Keempat, adanya aliran dana masuk ke AS karena antisipasi kebijakan tax amnesty AS dan antisipasi penguatan ekonomi AS, sehingga produk-produk investasi pasif pun mampu menarik dana masuk ke AS besar-besaran. Diperkirakan, dana perusahaan AS yang ditempatkan di luar negeri sekitar 2,5 triliun dolar telah mulai masuk ke pasar keuangan AS yang akan mendorong laju investasi di AS sehingga AS mengalami pemulihan pertumbuhan ekonomi aktual maupun potensial mereka.

Kelima, injeksi likuiditas secara masif yang dilakukan ketiga raksasa bank sentral dunia—The Bank of Japan (BOJ), The European Central Bank (ECB), The People's Bank of China (PBOC)—yang secara bersama-sama dengan neraca perusahaan global yang kelebihan likuiditas telah berkontribusi membantu menurunkan biaya dana yang signifikan pada rumah tangga dan perusahaan yang membutuhkan pendanaan.
Karena mesin ekonomi global masih di bawah utilisasinya, injeksi dana itu sangat berdampak positif pada perekonomian global dan tidak menyebabkan ekonomi overheating, tecermin dari laju inflasi yang cenderung melemah belum mampu menyentuh target maksimal 2% di negara-negara maju itu. Kecenderungan inflasi yang rendah itu juga disebabkan lemahnya kenaikan upah akibat kompetisi global di produk manufaktur yang sangat ketat setelah masuknya Tiongkok dalam perekonomian global.

Risiko yang Membayangi

Namun, perkembangan yang menggembirakan itu disertai berita kurang menggembirakan. Tanpa perbaikan dan inovasi kebijakan serta kinerja ekonomi yang berkelanjutan, faktor-faktor yang telah mendorong euforia investor selama 2017 berisiko menciptakan pembalikan keuntungan berubah menjadi kerugian.

Kinerja perekonomian dan pasar uang global 2017 yang sangat kuat itu secara tidak langsung meminjam keuntungan investasi dari masa-masa yang akan datang. Terkait dengan mitigasi risiko portofolio, peningkatan harga obligasi pemerintah hanya menyisakan sedikit ruang bagi aset yang aman secara tradisional ini untuk mengompensasi kemungkinan penurunan harga saham.

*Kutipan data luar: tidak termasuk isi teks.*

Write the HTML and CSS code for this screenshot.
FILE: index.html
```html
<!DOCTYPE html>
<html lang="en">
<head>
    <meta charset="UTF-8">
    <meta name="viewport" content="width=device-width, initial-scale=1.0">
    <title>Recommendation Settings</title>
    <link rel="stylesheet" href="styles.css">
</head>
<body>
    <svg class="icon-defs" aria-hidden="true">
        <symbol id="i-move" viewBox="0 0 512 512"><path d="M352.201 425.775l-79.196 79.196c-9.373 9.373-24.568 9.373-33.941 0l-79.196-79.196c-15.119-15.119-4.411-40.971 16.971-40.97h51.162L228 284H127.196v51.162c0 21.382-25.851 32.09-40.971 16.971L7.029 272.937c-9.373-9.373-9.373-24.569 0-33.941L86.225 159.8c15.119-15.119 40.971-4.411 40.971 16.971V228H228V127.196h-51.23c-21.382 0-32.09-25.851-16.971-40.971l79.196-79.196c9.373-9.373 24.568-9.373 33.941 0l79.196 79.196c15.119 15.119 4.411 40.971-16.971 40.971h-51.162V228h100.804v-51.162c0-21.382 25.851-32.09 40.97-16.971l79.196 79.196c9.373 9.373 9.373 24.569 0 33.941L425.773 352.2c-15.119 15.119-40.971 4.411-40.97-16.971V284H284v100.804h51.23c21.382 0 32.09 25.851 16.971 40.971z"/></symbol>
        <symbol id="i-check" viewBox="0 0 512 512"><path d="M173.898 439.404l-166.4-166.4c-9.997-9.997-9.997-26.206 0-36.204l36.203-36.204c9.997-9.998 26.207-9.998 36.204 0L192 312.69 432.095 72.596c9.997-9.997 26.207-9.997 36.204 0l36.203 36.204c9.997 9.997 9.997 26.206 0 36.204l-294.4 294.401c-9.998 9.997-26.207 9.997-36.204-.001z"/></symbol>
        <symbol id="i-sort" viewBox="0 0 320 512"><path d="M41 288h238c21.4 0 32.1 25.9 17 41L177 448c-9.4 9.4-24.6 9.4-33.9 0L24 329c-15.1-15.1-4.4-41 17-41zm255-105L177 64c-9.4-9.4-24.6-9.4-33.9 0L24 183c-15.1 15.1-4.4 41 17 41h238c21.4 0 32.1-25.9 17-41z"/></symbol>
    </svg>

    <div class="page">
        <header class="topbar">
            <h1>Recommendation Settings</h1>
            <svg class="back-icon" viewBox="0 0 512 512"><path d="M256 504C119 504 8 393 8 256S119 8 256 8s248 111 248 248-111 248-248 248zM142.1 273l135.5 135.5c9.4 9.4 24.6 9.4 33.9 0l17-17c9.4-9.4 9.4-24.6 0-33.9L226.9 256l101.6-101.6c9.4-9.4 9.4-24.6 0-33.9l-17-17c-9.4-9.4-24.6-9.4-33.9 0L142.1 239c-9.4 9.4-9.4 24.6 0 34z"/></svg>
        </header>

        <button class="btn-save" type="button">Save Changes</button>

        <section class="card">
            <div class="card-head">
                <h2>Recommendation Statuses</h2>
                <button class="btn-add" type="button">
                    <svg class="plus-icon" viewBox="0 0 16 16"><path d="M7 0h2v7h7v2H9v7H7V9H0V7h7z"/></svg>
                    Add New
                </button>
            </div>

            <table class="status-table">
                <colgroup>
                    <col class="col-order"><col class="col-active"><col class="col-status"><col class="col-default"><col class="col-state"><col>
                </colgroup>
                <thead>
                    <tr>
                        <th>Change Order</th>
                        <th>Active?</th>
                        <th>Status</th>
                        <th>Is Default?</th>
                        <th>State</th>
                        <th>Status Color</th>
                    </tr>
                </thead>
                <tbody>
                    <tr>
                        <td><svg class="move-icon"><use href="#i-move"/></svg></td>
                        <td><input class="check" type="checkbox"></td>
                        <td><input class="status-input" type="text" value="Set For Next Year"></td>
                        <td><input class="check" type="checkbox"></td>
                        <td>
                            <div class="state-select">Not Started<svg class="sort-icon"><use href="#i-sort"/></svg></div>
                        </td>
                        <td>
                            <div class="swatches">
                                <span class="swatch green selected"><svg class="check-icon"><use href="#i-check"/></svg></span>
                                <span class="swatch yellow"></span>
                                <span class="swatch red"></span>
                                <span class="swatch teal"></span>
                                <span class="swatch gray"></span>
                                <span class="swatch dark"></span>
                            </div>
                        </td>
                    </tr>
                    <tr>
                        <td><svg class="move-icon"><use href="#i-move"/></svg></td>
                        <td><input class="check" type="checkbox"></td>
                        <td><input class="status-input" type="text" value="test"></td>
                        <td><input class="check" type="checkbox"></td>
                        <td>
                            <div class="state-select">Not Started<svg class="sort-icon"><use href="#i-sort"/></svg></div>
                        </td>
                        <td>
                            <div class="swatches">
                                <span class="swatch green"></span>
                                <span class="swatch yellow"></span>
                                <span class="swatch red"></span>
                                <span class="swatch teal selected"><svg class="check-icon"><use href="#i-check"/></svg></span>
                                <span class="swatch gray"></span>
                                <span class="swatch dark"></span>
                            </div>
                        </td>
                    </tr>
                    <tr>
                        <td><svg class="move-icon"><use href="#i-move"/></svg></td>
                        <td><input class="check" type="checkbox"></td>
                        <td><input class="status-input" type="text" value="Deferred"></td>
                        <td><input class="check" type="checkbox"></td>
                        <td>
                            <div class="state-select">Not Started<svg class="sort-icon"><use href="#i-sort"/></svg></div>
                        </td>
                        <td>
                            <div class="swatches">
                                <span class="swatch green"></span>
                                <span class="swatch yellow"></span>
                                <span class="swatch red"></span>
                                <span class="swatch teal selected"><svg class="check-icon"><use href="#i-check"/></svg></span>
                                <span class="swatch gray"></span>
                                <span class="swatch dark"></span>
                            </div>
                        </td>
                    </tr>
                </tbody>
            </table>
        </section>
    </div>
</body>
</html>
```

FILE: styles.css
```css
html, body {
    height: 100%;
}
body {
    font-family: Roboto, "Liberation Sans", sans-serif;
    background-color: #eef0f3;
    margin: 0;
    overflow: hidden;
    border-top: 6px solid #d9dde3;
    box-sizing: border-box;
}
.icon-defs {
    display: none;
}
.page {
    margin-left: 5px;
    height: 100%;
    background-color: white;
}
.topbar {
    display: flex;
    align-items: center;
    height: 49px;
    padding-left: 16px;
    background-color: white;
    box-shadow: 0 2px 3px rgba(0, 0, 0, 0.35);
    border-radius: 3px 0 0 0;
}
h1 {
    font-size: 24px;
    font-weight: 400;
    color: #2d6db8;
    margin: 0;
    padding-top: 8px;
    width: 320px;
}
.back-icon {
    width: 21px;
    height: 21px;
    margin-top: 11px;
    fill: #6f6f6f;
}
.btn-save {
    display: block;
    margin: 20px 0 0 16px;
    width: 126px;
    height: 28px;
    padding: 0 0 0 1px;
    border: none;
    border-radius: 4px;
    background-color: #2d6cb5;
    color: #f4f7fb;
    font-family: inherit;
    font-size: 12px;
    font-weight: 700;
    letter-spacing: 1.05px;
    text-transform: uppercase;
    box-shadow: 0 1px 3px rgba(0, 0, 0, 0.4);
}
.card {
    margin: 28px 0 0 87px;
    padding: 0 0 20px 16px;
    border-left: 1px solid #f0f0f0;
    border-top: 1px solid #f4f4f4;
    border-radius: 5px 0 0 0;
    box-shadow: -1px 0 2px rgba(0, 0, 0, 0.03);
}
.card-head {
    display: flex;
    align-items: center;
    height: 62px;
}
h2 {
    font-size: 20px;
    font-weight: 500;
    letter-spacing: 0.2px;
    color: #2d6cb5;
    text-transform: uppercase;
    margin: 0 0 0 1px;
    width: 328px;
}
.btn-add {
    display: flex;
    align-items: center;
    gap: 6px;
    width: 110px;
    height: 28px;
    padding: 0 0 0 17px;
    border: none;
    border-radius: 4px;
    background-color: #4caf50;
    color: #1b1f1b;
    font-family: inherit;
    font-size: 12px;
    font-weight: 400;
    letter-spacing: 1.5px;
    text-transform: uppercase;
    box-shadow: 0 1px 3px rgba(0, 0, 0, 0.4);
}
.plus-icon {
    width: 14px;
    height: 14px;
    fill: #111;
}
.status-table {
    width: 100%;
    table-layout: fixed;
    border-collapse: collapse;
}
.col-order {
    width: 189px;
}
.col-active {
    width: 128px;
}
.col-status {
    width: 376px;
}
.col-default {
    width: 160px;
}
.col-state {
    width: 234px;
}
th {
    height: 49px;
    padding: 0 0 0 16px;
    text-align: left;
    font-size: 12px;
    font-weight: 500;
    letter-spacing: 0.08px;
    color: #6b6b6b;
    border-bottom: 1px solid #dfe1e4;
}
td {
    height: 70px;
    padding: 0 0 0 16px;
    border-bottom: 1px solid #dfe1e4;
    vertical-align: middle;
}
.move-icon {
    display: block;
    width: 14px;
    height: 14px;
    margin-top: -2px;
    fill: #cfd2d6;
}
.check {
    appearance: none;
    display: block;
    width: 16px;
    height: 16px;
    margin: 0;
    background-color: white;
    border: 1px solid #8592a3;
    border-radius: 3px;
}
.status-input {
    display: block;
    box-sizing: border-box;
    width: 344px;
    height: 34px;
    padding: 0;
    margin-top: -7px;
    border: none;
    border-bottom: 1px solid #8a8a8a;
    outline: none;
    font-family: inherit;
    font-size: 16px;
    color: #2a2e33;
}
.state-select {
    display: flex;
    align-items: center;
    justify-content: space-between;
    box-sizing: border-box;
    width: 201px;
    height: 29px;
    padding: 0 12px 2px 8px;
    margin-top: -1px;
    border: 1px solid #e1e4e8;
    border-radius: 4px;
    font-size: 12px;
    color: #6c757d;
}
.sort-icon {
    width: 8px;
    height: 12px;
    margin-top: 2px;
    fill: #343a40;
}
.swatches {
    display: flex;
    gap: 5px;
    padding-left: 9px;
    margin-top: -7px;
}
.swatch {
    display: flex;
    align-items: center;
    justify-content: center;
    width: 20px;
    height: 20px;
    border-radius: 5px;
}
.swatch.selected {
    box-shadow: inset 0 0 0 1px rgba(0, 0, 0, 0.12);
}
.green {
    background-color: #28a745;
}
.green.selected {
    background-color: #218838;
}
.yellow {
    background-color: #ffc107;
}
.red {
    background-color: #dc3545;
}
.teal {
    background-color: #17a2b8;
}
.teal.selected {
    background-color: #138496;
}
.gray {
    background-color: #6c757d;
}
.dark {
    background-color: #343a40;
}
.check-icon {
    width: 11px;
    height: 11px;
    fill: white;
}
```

Jika kita mencermati fenomena itu, adanya persistensi volatilitas yang rendah mengakibatkan suatu perdagangan aset semakin jenuh yang secara teknis semakin rentan terhadap kejutan yang terjadi di masa depan.

Langkah yang Diambil
Lantas, apa yang benar-benar investor harapkan untuk 2018 ini? Secara umum, prioritas utamanya, penguatan fundamen ekonomi dan kebijakannya sampai pada tingkat yang menjamin kenaikan harga aset yang berkelanjutan. Sambil meletakkan fondasi yang semakin kuat agar keuntungan investasi semakin baik sepanjang waktu.

Untuk mencapai kondisi itu, di AS kebijakan yang proekspansi pertumbuhan sebagaimana yang baru-baru ini dideklarasikan Presiden Trump harus mencakup rencana peningkatan investasi infrastruktur selain deregulasi dan kebijakan perpajakan.

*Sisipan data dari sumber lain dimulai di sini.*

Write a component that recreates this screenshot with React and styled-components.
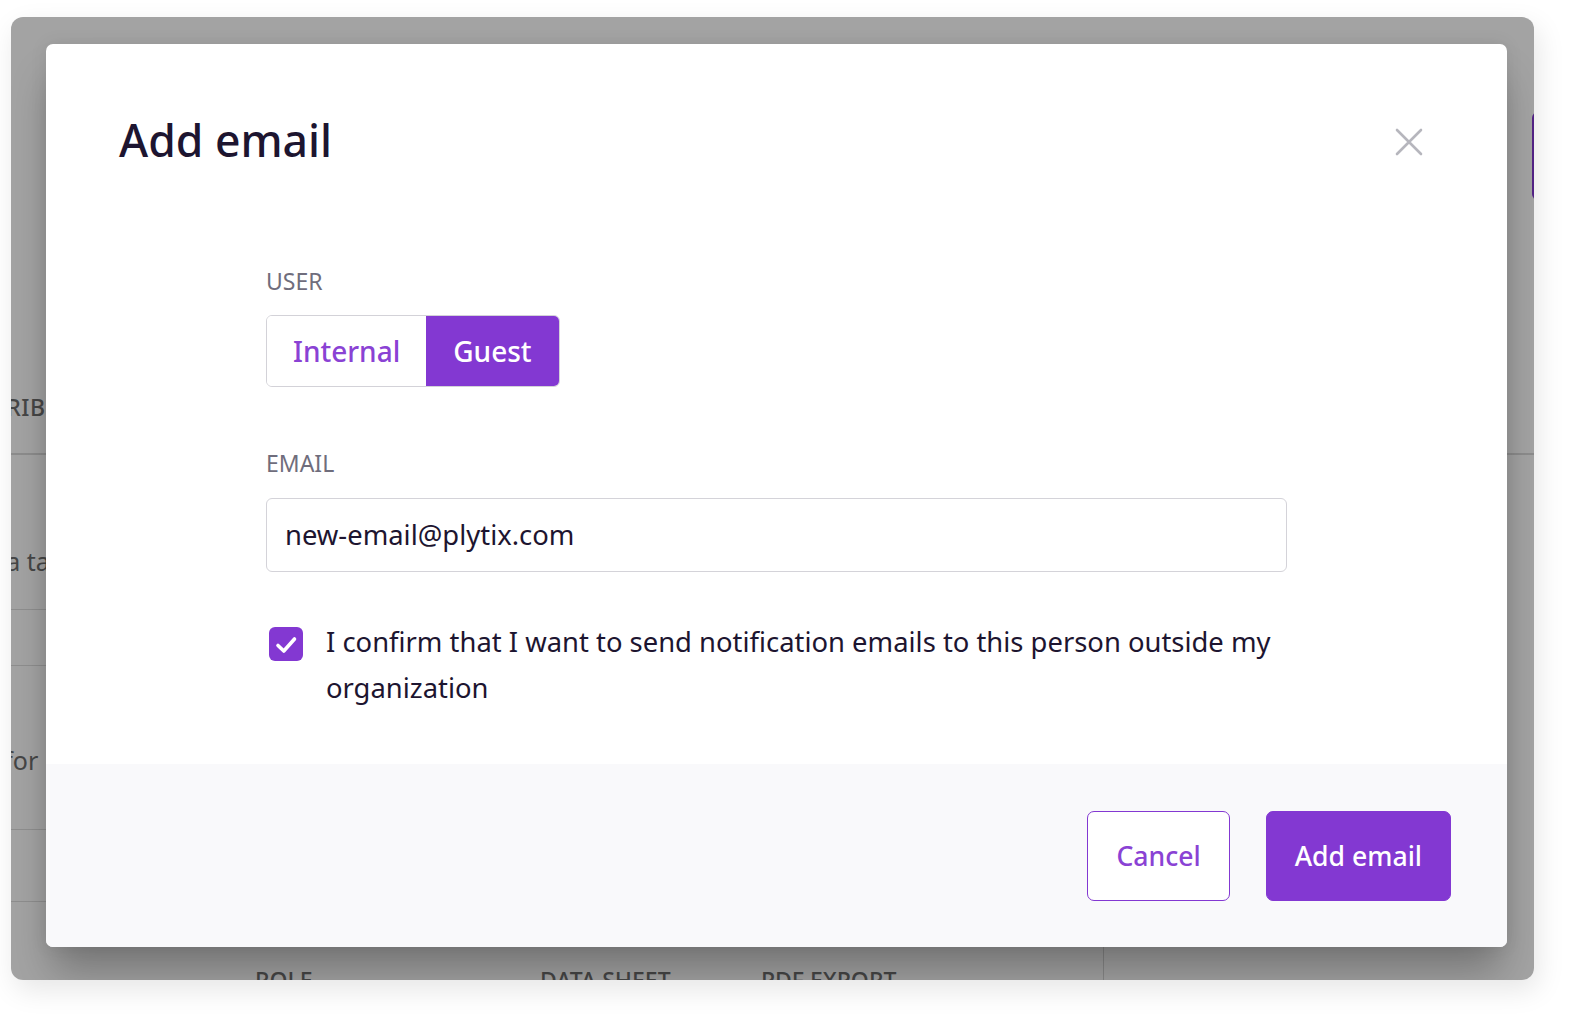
import React, { useState } from 'react';
import styled, { createGlobalStyle } from 'styled-components';

const GlobalStyle = createGlobalStyle`
  * { box-sizing: border-box; }
  body {
    margin: 0;
    background: #fff;
    font-family: "Noto Sans", "Open Sans", sans-serif;
  }
`;

function CloseIcon() {
  return (
    <svg width="28" height="28" viewBox="0 0 28 28" fill="none">
      <path d="M2 2L26 26M26 2L2 26" stroke="#b6b6bd" strokeWidth="2.6" strokeLinecap="round" />
    </svg>
  );
}

function CheckIcon() {
  return (
    <svg width="34" height="34" viewBox="0 0 34 34" fill="none">
      <path d="M9 18.5L14.8 24L25.5 12" stroke="#fff" strokeWidth="3.6" strokeLinecap="round" strokeLinejoin="round" />
    </svg>
  );
}

// the page that sits behind the dimmed overlay, only its edges show
function BackPage() {
  return (
    <StBackPage>
      <StPageHead>
        <StTabText>ATTRIBUTES</StTabText>
        <StEdgeButton />
      </StPageHead>
      <StLeftList>
        <StListRow $top={88} $bottom={30}>
          <StRowText $shift={-58}>Add a tag to this user</StRowText>
        </StListRow>
        <StListRow $top={55} $bottom={0} />
        <StListRow $top={76} $bottom={51}>
          <StRowText $shift={-73}>Used for notifications</StRowText>
        </StListRow>
        <StListRow $top={71} $bottom={0} />
      </StLeftList>
      <StTableHead>
        <StHeadCols>
          <StHeadCell>Role</StHeadCell>
          <StHeadCell>Data sheet</StHeadCell>
          <StHeadCell>PDF export</StHeadCell>
        </StHeadCols>
        <StHeadRest />
      </StTableHead>
    </StBackPage>
  );
}

function App() {
  const [userType, setUserType] = useState('guest');
  const [email, setEmail] = useState('new-email@plytix.com');
  const [confirmed, setConfirmed] = useState(true);

  return (
    <>
      <GlobalStyle />
      <StStage>
        <StWindow>
          <BackPage />
          <StOverlay>
            <StModal>
              <StHeader>
                <StTitle>Add email</StTitle>
                <StCloseButton aria-label="Close">
                  <CloseIcon />
                </StCloseButton>
              </StHeader>

              <StForm>
                <StFieldLabel>User</StFieldLabel>
                <StToggle>
                  <StToggleOption
                    $active={userType === 'internal'}
                    onClick={() => setUserType('internal')}
                  >
                    Internal
                  </StToggleOption>
                  <StToggleOption
                    $active={userType === 'guest'}
                    onClick={() => setUserType('guest')}
                  >
                    Guest
                  </StToggleOption>
                </StToggle>

                <StFieldLabel>Email</StFieldLabel>
                <StInput value={email} onChange={(e) => setEmail(e.target.value)} />

                <StCheckRow onClick={() => setConfirmed(!confirmed)}>
                  <StCheckbox $checked={confirmed}>{confirmed && <CheckIcon />}</StCheckbox>
                  <StCheckText>
                    I confirm that I want to send notification emails to this person outside my organization
                  </StCheckText>
                </StCheckRow>
              </StForm>

              <StFooter>
                <StButton>Cancel</StButton>
                <StButton $primary>Add email</StButton>
              </StFooter>
            </StModal>
          </StOverlay>
        </StWindow>
      </StStage>
    </>
  );
}

export default App;

const purple = '#8338d2';
const ink = '#1d1530';

const StStage = styled.div`
  height: 1024px;
  padding: 17px 0 0 11px;
  overflow: hidden;
`;

const StWindow = styled.div`
  position: relative;
  width: 1523px;
  height: 963px;
  border-radius: 12px;
  overflow: hidden;
  box-shadow: 4px 10px 28px rgba(0, 0, 0, 0.1);
`;

const StBackPage = styled.div`
  display: flex;
  flex-direction: column;
  width: 100%;
  height: 100%;
  background: #fff;
  color: #6e6e6e;
`;

const StPageHead = styled.div`
  display: flex;
  flex-shrink: 0;
  justify-content: space-between;
  align-items: flex-start;
  height: 438px;
  border-bottom: 2px solid #dcdcdc;
`;

const StTabText = styled.span`
  margin: 373px 0 0 -46px;
  font-size: 23px;
  line-height: 34.5px;
  font-weight: 500;
  letter-spacing: 0.5px;
`;

const StEdgeButton = styled.div`
  width: 40px;
  height: 88px;
  margin: 95px -38px 0 0;
  border-radius: 6px;
  background: ${purple};
`;

const StLeftList = styled.div`
  display: flex;
  flex-direction: column;
  flex-shrink: 0;
  width: 1060px;
`;

const StListRow = styled.div`
  flex-shrink: 0;
  padding: ${(p) => p.$top}px 0 ${(p) => p.$bottom}px;
  border-bottom: 1px solid #dedede;
`;

const StRowText = styled.p`
  margin: 0 0 0 ${(p) => p.$shift}px;
  font-size: 25px;
  line-height: 36px;
  white-space: nowrap;
`;

const StTableHead = styled.div`
  display: flex;
  flex-shrink: 0;
  height: 200px;
`;

const StHeadCols = styled.div`
  display: grid;
  grid-template-columns: 285px 221px auto;
  align-content: start;
  width: 1092px;
  padding: 61px 0 0 244px;
`;

const StHeadCell = styled.span`
  font-size: 23px;
  line-height: 34.5px;
  font-weight: 500;
  text-transform: uppercase;
`;

const StHeadRest = styled.div`
  flex: 1;
  border-left: 1px solid #d6d6d6;
`;

const StOverlay = styled.div`
  position: absolute;
  inset: 0;
  display: flex;
  align-items: flex-start;
  padding: 27px 0 0 35px;
  background: rgba(0, 0, 0, 0.36);
`;

const StModal = styled.div`
  display: flex;
  flex-direction: column;
  width: 1461px;
  height: 903px;
  border-radius: 7px;
  overflow: hidden;
  background: #fff;
  box-shadow: 0 30px 40px -6px rgba(0, 0, 0, 0.28), 0 0 18px rgba(0, 0, 0, 0.08);
`;

const StHeader = styled.div`
  display: flex;
  justify-content: space-between;
  align-items: center;
  padding: 69px 84px 0 73px;
`;

const StTitle = styled.h1`
  margin: 0;
  font-size: 44.5px;
  line-height: 54.6px;
  font-weight: 500;
  color: ${ink};
`;

const StCloseButton = styled.button`
  display: flex;
  margin-top: 3px;
  padding: 0;
  border: none;
  background: none;
  cursor: pointer;
`;

const StForm = styled.div`
  display: flex;
  flex-direction: column;
  padding: 96px 220px 0;
`;

const StFieldLabel = styled.label`
  margin-bottom: 17px;
  font-size: 23px;
  line-height: 34.5px;
  color: #6f6d7c;
  text-transform: uppercase;
`;

const StToggle = styled.div`
  display: flex;
  align-self: flex-start;
  height: 72px;
  margin-bottom: 59px;
  border: 1.5px solid #d3d2d8;
  border-radius: 6px;
  overflow: hidden;
`;

const StToggleOption = styled.button`
  padding: 0 ${(p) => (p.$active ? 27 : 26)}px;
  border: none;
  font-family: inherit;
  font-size: 28px;
  font-weight: 500;
  color: ${(p) => (p.$active ? '#fff' : '#8a42d4')};
  background: ${(p) => (p.$active ? purple : '#fff')};
  cursor: pointer;
`;

const StInput = styled.input`
  height: 74px;
  margin-bottom: 47.5px;
  padding: 0 18px;
  border: 1.5px solid #d4d3d9;
  border-radius: 6px;
  font-family: inherit;
  font-size: 27.4px;
  color: ${ink};
  outline: none;
`;

const StCheckRow = styled.div`
  display: flex;
  align-items: flex-start;
  gap: 23px;
  padding-left: 3px;
  cursor: pointer;
`;

const StCheckbox = styled.span`
  display: flex;
  flex-shrink: 0;
  width: 34px;
  height: 34px;
  margin-top: 8px;
  border-radius: 6px;
  border: ${(p) => (p.$checked ? 'none' : '1.5px solid #c9c8cf')};
  background: ${(p) => (p.$checked ? purple : '#fff')};
`;

const StCheckText = styled.p`
  margin: 0;
  font-size: 27.4px;
  line-height: 46px;
  color: ${ink};
`;

const StFooter = styled.div`
  display: flex;
  justify-content: flex-end;
  gap: 36px;
  margin-top: auto;
  padding: 47px 56px 46px;
  background: #f9f9fb;
`;

const StButton = styled.button`
  height: 90px;
  padding: 0 28px;
  border-radius: 7px;
  border: 1.5px solid ${purple};
  font-family: inherit;
  font-size: 26.6px;
  font-weight: 500;
  color: ${(p) => (p.$primary ? '#fff' : '#8a42d4')};
  background: ${(p) => (p.$primary ? purple : '#fff')};
  cursor: pointer;
`;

Uni Eropa juga harus fokus pada kebijakan pro-pertumbuhan pada tingkat nasional sembari memperkuat upaya penguatan ekonomi regional, yang difasilitasi reformasi kebangkitan kembali kepemimpinan Prancis dan Jerman, serta proses Brexit yang relatif tertata dan mulus.

Akhirnya, untuk mewujudkan pertumbuhan ekonomi global yang stabil, semua bank sentral utama dunia—The Fed, The BOJ, The ECB, dan The PBOC—harus terus melakukan koordinasi strategi, dengan target memastikan stance kebijakan moneter semakin konsisten. Hanya dengan upaya-upaya di atas secara optimal dan berkelanjutan, pertumbuhan ekonomi yang sekarang menguat mampu menumbuhkan akar struktural yang kuat sebagai fondasi akselerasi ekonomi mendatang.

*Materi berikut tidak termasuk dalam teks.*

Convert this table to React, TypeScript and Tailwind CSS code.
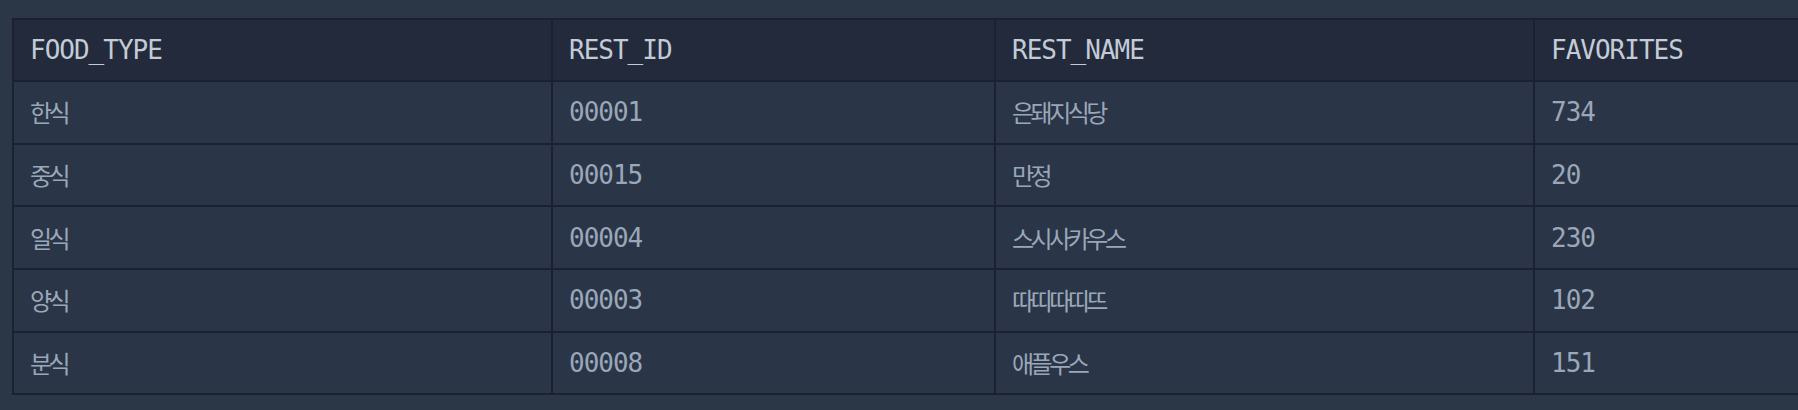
const rows = [
  { type: '한식', id: '00001', name: '은돼지식당', fav: '734' },
  { type: '중식', id: '00015', name: '만정', fav: '20' },
  { type: '일식', id: '00004', name: '스시사카우스', fav: '230' },
  { type: '양식', id: '00003', name: '따띠따띠뜨', fav: '102' },
  { type: '분식', id: '00008', name: '애플우스', fav: '151' },
];

const mono = "font-['DejaVu_Sans_Mono',monospace] text-[26px] tracking-[-1px]";
const kor = "font-['Noto_Sans_CJK_KR','Noto_Sans',sans-serif] text-[24px] tracking-[-3.5px]";

export default function App() {
  return (
    <div className="w-[1798px] h-[410px] overflow-hidden bg-[#2b3647] pt-[18px] pl-3">
      <table className="table-fixed border-separate border-spacing-[2px] bg-[#1b2130] w-[2062px]">
        <thead>
          <tr>
            {['FOOD_TYPE', 'REST_ID', 'REST_NAME', 'FAVORITES'].map((h, i) => (
              <th
                key={h}
                className={`h-[60px] p-0 px-4 text-left font-normal leading-none bg-[#222a3b] text-[#c3cbd6] ${mono} ${
                  i === 1 ? 'w-[441px]' : 'w-[537px]'
                }`}
              >
                {h}
              </th>
            ))}
          </tr>
        </thead>
        <tbody>
          {rows.map((r) => (
            <tr key={r.id}>
              <td className={`h-[60.67px] p-0 px-4 leading-none bg-[#2a3547] text-[#9aa7b9] ${kor}`}>{r.type}</td>
              <td className={`h-[60.67px] p-0 px-4 leading-none bg-[#2a3547] text-[#9aa7b9] ${mono}`}>{r.id}</td>
              <td className={`h-[60.67px] p-0 px-4 leading-none bg-[#2a3547] text-[#9aa7b9] ${kor}`}>{r.name}</td>
              <td className={`h-[60.67px] p-0 px-4 leading-none bg-[#2a3547] text-[#9aa7b9] ${mono}`}>{r.fav}</td>
            </tr>
          ))}
        </tbody>
      </table>
    </div>
  );
}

Dengan demikian, pertumbuhan ekonomi global semakin tahan lama, seimbang, dan inklusif dalam rentang jangka menengah. Namun, itu semua dibarengi situasi yang semakin kritis terkait dengan risiko geopolitik, ketidakpastian produktivitas, upah, dan dinamika inflasi.

Kalau upaya, strategi, dan konsistensi pemulihan ekonomi dapat dipertahankan seperti yang terjadi pada 2017, ekonomi global baik di negara maju maupun di emerging economies semakin memberikan kemakmuran sebagaimana diharapkan para investor dan juga semua penduduk dunia.